There will be times and places where this data would be useful in commercial applications (pay-for sites and software). I kind of feel this should be paid for, with money divided between those that have provided the data (gardeners and planters). I want to avoid a CDDB-style calamity though.
why would someone participate?
I don't have a complete answer to this. Some people just will (I know I would). Others may be forced to - this would make some nice cross-curricular school projects (*prods Jo about Nesta*). It would be nice to offer something to those that participate - some community stuff, message boards/mailing lists - but it would be great if projects that use the data could offer some extra functionality/beta testing to participants. I've also thought about league tables of those who participate most. Nothing like stroking egos to get things done. The potential monetary remuneration may also be compelling, but I don't want people to participate because of that.
changing scale
Another worry is what to do when all of central London is mapped.
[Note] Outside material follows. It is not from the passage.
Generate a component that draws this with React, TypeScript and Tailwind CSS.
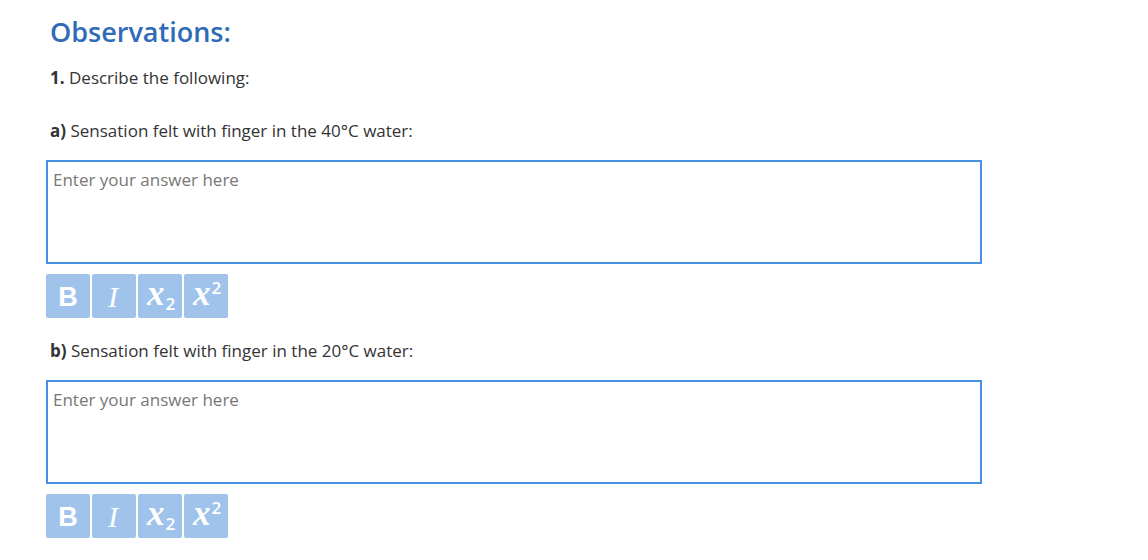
import React from "react";

const btn =
  "w-[44px] h-[44px] rounded-[2px] bg-[#9fc3eb] text-white flex justify-center leading-none";

const Toolbar = () => (
  <div className="flex gap-[2px] mt-[10px]">
    <button className={`${btn} items-center pt-[2px] text-[27px] font-bold font-['Liberation_Sans',sans-serif]`}>
      B
    </button>
    <button className={`${btn} items-center pt-[2px] pr-[2px] text-[30px] italic font-['Liberation_Serif',serif]`}>
      I
    </button>
    <button className={`${btn} items-center gap-[1px] pl-[2px] font-['Liberation_Serif',serif]`}>
      <span className="text-[35px] font-bold italic pb-[6px]">x</span>
      <span className="self-end pb-[6px] text-[17px] font-semibold font-['Open_Sans',sans-serif]">2</span>
    </button>
    <button className={`${btn} items-center gap-[1px] pl-[2px] font-['Liberation_Serif',serif]`}>
      <span className="text-[35px] font-bold italic pb-[6px]">x</span>
      <span className="self-start pt-[5px] text-[17px] font-semibold font-['Open_Sans',sans-serif]">2</span>
    </button>
  </div>
);

const Question = ({ letter, text }: { letter: string; text: string }) => (
  <div>
    <p className="text-[17px] leading-[24px] text-[#333] pl-[4px]">
      <span className="font-bold">{letter})</span> {text}
    </p>
    <textarea
      placeholder="Enter your answer here"
      className="block mt-[17px] w-[936px] h-[104px] border-2 border-[#4a90e2] px-[5px] pt-[6px] pb-[8px] text-[17px] leading-[24px] text-[#333] placeholder:text-[#777] resize-none outline-none"
    />
    <Toolbar />
  </div>
);

export default function App() {
  return (
    <div className="w-[1148px] h-[560px] bg-white font-['Open_Sans',sans-serif] pl-[46px] pt-[14px]">
      <h1 className="text-[27px] font-semibold text-[#2f6bb7] pl-[4px] leading-[36px]">Observations:</h1>
      <p className="text-[17px] leading-[24px] text-[#333] pl-[4px] mt-[16px]">
        <span className="font-bold">1.</span> Describe the following:
      </p>
      <div className="mt-[29px] flex flex-col gap-[21px]">
        <Question letter="a" text="Sensation felt with finger in the 40°C water:" />
        <Question letter="b" text="Sensation felt with finger in the 20°C water:" />
      </div>
    </div>
  );
}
Sure, there's always more data to collect. But how to move to the blue square pages? I don't think there's any way to correlate the two... start the blue map as a completely seperate entity?
next steps
God knows. It's just an idea. Please feedback. I'd love to program it, but my skills are very rusty. I have drawn out pretty detailed screen flows and wireframes. I'd like people to spec out db schemas and useful interfaces to get data out (and maybe in). Then it's a case of programming muscle. If people want to get involved, holler.